As Freud (‘that psychology nonsense’) would say, we are looking for our fathers or, alternatively, for our sons—because, in matters of authority, it takes, as with the tango, two to do it (a phogeyarch and phogeysite, let us call them). In fact neither is lost for long. Observe our respect for law and order, our desire not to cause trouble, our fondness for keeping ourselves to ourselves, our lack of complaint when we are obviously being lied to, or cheated. And indeed how else can one explain the fact that retired army generals are considered natural choices for the high management posts in nationalized industry—and the even stranger fact that retired railwaymen are almost never made generals? It is all, of course, because army generals are trained in authoritarianism. Why can’t we be like the Americans, and put our generals in positions where they can do no harm whatsoever—like the Presidency?

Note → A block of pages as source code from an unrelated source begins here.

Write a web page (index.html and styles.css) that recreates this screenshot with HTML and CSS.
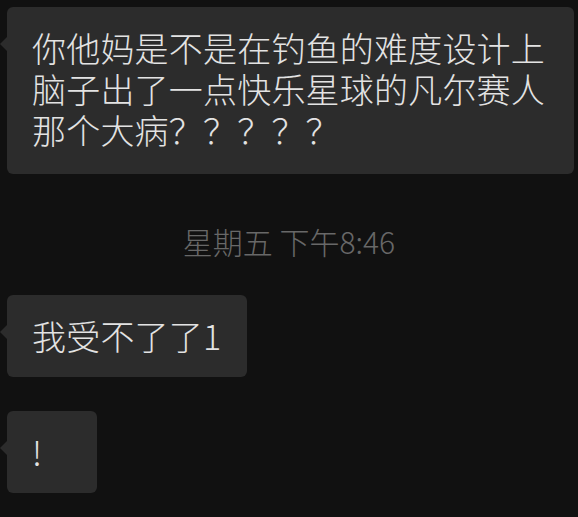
FILE: index.html
```html
<!DOCTYPE html>
<html lang="zh-CN">
<head>
<meta charset="utf-8">
<title>聊天</title>
<link rel="stylesheet" href="styles.css">
</head>
<body>
<main class="chat">
  <div class="msg">
    <div class="bubble wide">你他妈是不是在钓鱼的难度设计上脑子出了一点快乐星球的凡尔赛人那个大病？？？？？</div>
  </div>
  <div class="time">星期五 下午8:46</div>
  <div class="msg">
    <div class="bubble">我受不了了1</div>
  </div>
  <div class="msg gap">
    <div class="bubble">!</div>
  </div>
</main>
</body>
</html>
```
FILE: styles.css
```css
html, body {
  margin: 0;
  padding: 0;
  background: #111111;
}

.chat {
  display: flex;
  flex-direction: column;
  align-items: flex-start;
  padding-top: 7px;
  font-family: "Noto Sans CJK SC", "Noto Sans", sans-serif;
  color: #e3e3e3;
}

.msg {
  display: flex;
}

.msg.gap {
  margin-top: 34px;
}

.bubble {
  position: relative;
  margin-left: 7px;
  min-width: 90px;
  box-sizing: border-box;
  padding: 20px 26px 21px 25px;
  background: #2c2c2c;
  border-radius: 6px;
  font-size: 34px;
  font-weight: 300;
  line-height: 41px;
  letter-spacing: 0.2px;
}

.bubble.wide {
  width: 567px;
  padding-bottom: 24px;
}

/* little pointer on the left edge of an incoming bubble */
.bubble::before {
  content: "";
  position: absolute;
  left: -7px;
  top: 30px;
  border-style: solid;
  border-width: 7px 7px 7px 0;
  border-color: transparent #2c2c2c transparent transparent;
}

.time {
  align-self: center;
  margin: 51px 0 38px;
  font-size: 30px;
  font-weight: 300;
  line-height: 32px;
  color: #686868;
}
```
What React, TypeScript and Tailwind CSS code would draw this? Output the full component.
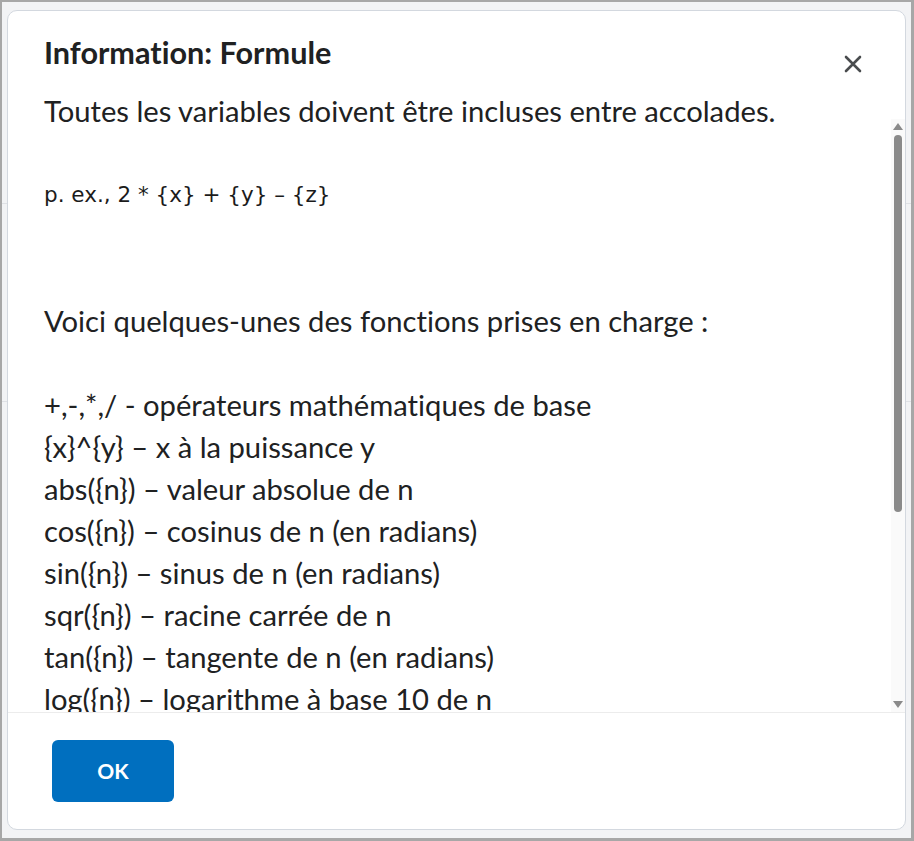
import React from "react";

const lines: string[] = [
  "+,-,*,/ - opérateurs mathématiques de base",
  "{x}^{y} – x à la puissance y",
  "abs({n}) – valeur absolue de n",
  "cos({n}) – cosinus de n (en radians)",
  "sin({n}) – sinus de n (en radians)",
  "sqr({n}) – racine carrée de n",
  "tan({n}) – tangente de n (en radians)",
  "log({n}) – logarithme à base 10 de n",
  "ln({n}) – logarithme naturel de n",
  "exp({n}) – e à la puissance n",
];

export default function App() {
  return (
    <div
      className="relative w-[914px] h-[841px] border-l-2 border-t-2 border-r-[3px] border-b-[3px] border-[#a7a7a7] bg-[#f2f3f5] pl-[5px] pr-[5px] pt-[8px] pb-[8px] [font-variant-ligatures:none]"
      style={{ fontFamily: "Lato, 'Noto Sans', sans-serif" }}
    >
      <div className="absolute left-0 right-0 top-[201px] h-px bg-[#dfe1e5]" />
      <div className="absolute left-0 right-0 top-[399px] h-px bg-[#dfe1e5]" />
      <div className="relative flex h-full flex-col overflow-hidden rounded-[10px] border border-[#d3d8df] bg-white">
        <div className="flex items-start justify-between pl-[36px] pr-[43px] pt-[25px]">
          <h1 className="text-[30.6px] leading-[34px] font-bold text-[#202122]">
            Information: Formule
          </h1>
          <button className="mt-[19px] flex h-[18px] w-[18px] items-center justify-center text-[#494c4e]">
            <svg width="18" height="18" viewBox="0 0 18 18" fill="none">
              <path d="M2 2 L16 16 M16 2 L2 16" stroke="#494c4e" strokeWidth="2.6" strokeLinecap="round" />
            </svg>
          </button>
        </div>
        <div className="relative mt-[17px] flex-1 overflow-hidden">
          <div className="pl-[36px] pr-[40px] text-[29.2px] leading-[42px] text-[#202122]">
            <div>Toutes les variables doivent être incluses entre accolades.</div>
            <div className="h-[42px]" />
            <div
              className="text-[21.5px] text-[#1b1b1b]"
              style={{ fontFamily: "'DejaVu Sans', Verdana, sans-serif" }}
            >
              p. ex., 2 * {"{x}"} + {"{y}"} – {"{z}"}
            </div>
            <div className="h-[84px]" />
            <div>Voici quelques-unes des fonctions prises en charge :</div>
            <div className="h-[42px]" />
            {lines.map((l) => (
              <div key={l}>{l}</div>
            ))}
          </div>
          <div className="absolute right-0 top-[29px] bottom-0 flex w-[14px] flex-col items-center bg-[#fafafa]">
            <svg className="mt-[4px]" width="10" height="7" viewBox="0 0 10 7">
              <path d="M5 0 L10 7 L0 7 Z" fill="#8a8a8a" />
            </svg>
            <div className="mt-[5px] h-[377px] w-[8px] rounded-full bg-[#8a8a8a]" />
            <div className="flex-1" />
            <svg className="mb-[4px]" width="10" height="7" viewBox="0 0 10 7">
              <path d="M0 0 L10 0 L5 7 Z" fill="#8a8a8a" />
            </svg>
          </div>
        </div>
        <div className="border-t border-[#ececec] pl-[44px] pt-[27px] pb-[27px]">
          <button className="flex h-[62px] w-[122px] items-center justify-center rounded-[6px] bg-[#006fbf] text-[21px] font-bold text-white">
            OK
          </button>
        </div>
      </div>
    </div>
  );
}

Democracy affirms that all men are rightly equal, and equally right. Since this is manifestly untrue, and since certain things are plainly and by divine plan morally right and others morally wrong, the phogey is in a firm position. Thus it is morally right that drainpipes should be on the outside of houses. I was there when an American asked an Englishman: ‘But why do you have your drainpipes on the outside of your houses?’ ‘Well, obviously,’ said the Englishman, with, in our direction, that amused smile that people have when they are asked silly questions, ‘so that we can get at them more easily when they freeze.’ (I do not deny the grain of truth here; English houses are so badly heated, by the same divine law, that the pipes might very well freeze indoors as well; after all, comfort isn’t everything, and if bedrooms were not cold in England there’d probably be no sex here at all.)
Whence springs the phogey mentality? It doubtless derives from the ancient picture of the Englishman, that national character which is the product of history, or rather, what phogeys have taught, and learned, as history. Summarizing this stock figure’s virtues and vices, we get something like this:
(a) STIFF UPPER LIPPERY, or steadiness under fire. Bertrand Russell says that people imitate their national heroes, and surely Drake was ours. The scholar was hero to the old Chinese; this could not happen in England.

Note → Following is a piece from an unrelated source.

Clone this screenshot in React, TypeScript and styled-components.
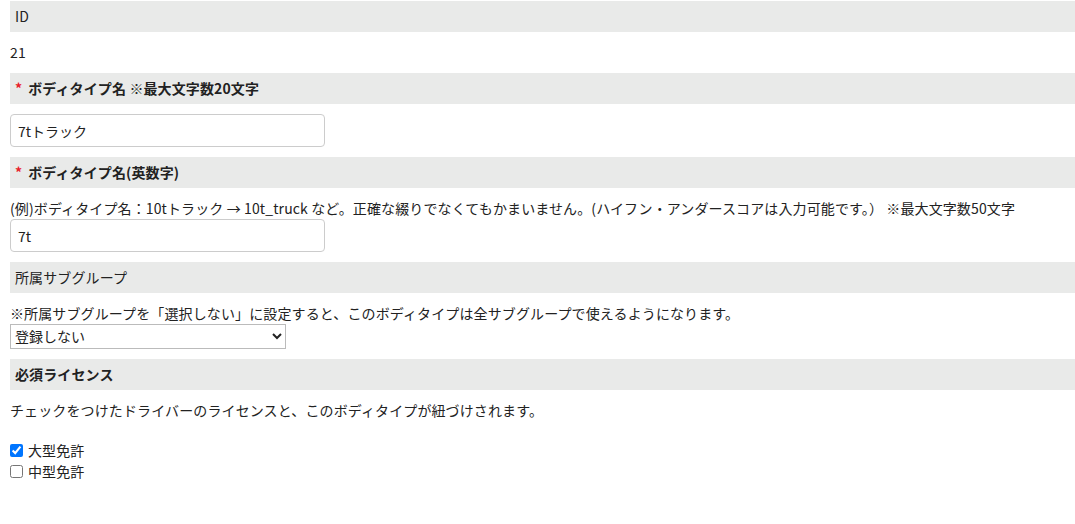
import styled, { createGlobalStyle } from "styled-components";

const GlobalStyle = createGlobalStyle`
  body {
    margin: 0;
    background: #ffffff;
    color: #222222;
    font-family: "Noto Sans CJK JP", "Noto Sans", sans-serif;
    font-size: 14px;
    letter-spacing: 0.12px;
  }
`;

const Page = styled.main`
  padding: 1px 0 0 10px;
`;

const Header = styled.div<{ $bold?: boolean }>`
  height: 31px;
  display: flex;
  align-items: center;
  padding-left: 5px;
  background: #e9eae9;
  font-weight: ${(p) => (p.$bold ? 700 : 400)};
  line-height: 21px;
`;

const Required = styled.span`
  color: #e8202a;
  margin-right: 6px;
`;

const Body = styled.div`
  padding: 10px 0;
  line-height: 21px;
`;

const TextInput = styled.input`
  display: block;
  box-sizing: border-box;
  width: 315px;
  height: 33px;
  padding: 0 7px;
  border: 1px solid #cccccc;
  border-radius: 4px;
  font: inherit;
  color: #222222;
  outline: none;
`;

const SelectWrap = styled.div`
  position: relative;
  width: 276px;
  height: 25px;
`;

const Select = styled.select`
  box-sizing: border-box;
  width: 100%;
  height: 100%;
  padding: 0 4px;
  border: 1px solid #bbbbbb;
  border-radius: 0;
  background: #ffffff;
  font: inherit;
  color: #222222;
  appearance: none;
`;

const Chevron = styled.svg`
  position: absolute;
  right: 4px;
  top: 8px;
  pointer-events: none;
`;

const CheckList = styled.div`
  margin-top: 19px;
  display: flex;
  flex-direction: column;
`;

const CheckRow = styled.label`
  display: flex;
  align-items: center;
  height: 21px;
  gap: 5px;
`;

const Check = styled.input`
  width: 13px;
  height: 13px;
  margin: 0;
`;

export default function App() {
  return (
    <>
      <GlobalStyle />
      <Page>
        <Header>ID</Header>
        <Body>21</Body>

        <Header $bold>
          <Required>*</Required>ボディタイプ名 ※最大文字数20文字
        </Header>
        <Body>
          <TextInput defaultValue="7tトラック" />
        </Body>

        <Header $bold>
          <Required>*</Required>ボディタイプ名(英数字)
        </Header>
        <Body>
          <div>
            (例)ボディタイプ名：10tトラック → 10t_truck など。正確な綴りでなくてもかまいません。(ハイフン・アンダースコアは入力可能です。） ※最大文字数50文字
          </div>
          <TextInput defaultValue="7t" />
        </Body>

        <Header>所属サブグループ</Header>
        <Body>
          <div>※所属サブグループを「選択しない」に設定すると、このボディタイプは全サブグループで使えるようになります。</div>
          <SelectWrap>
            <Select defaultValue="none">
              <option value="none">登録しない</option>
            </Select>
            <Chevron width="10" height="8" viewBox="0 0 10 8">
              <path d="M1 2 L5 6 L9 2" fill="none" stroke="#222" strokeWidth="2" />
            </Chevron>
          </SelectWrap>
        </Body>

        <Header $bold>必須ライセンス</Header>
        <Body>
          <div>チェックをつけたドライバーのライセンスと、このボディタイプが紐づけされます。</div>
          <CheckList>
            <CheckRow>
              <Check type="checkbox" defaultChecked />
              大型免許
            </CheckRow>
            <CheckRow>
              <Check type="checkbox" />
              中型免許
            </CheckRow>
          </CheckList>
        </Body>
      </Page>
    </>
  );
}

(b) NON-OSTENTATION. What the English most dislike about the Americans is their celebration of their skills. Englishmen, never seeming to enjoy anything, never display either their talents or their wealth. English guidebooks say: ‘Looking above your head, you will see a somewhat imperfect hammerbeam roof, marred by the fact that the chimney is placed somewhat to the left of where it should be. There are far better examples of this type of architecture at …’ It is a proper modesty and since the other places cited are usually too far away to reach (since there are, in England, no roads), it costs nothing. In America, though, it would always be the best, and perfect. This attitude depends, of course, on the other persons present being informed enough to disagree with you. It has its roots, one suspects, in the conditions of the early nineteenth century, when the only way for the rich to avoid social revolution was to make it seem that it was enjoyable to be poor.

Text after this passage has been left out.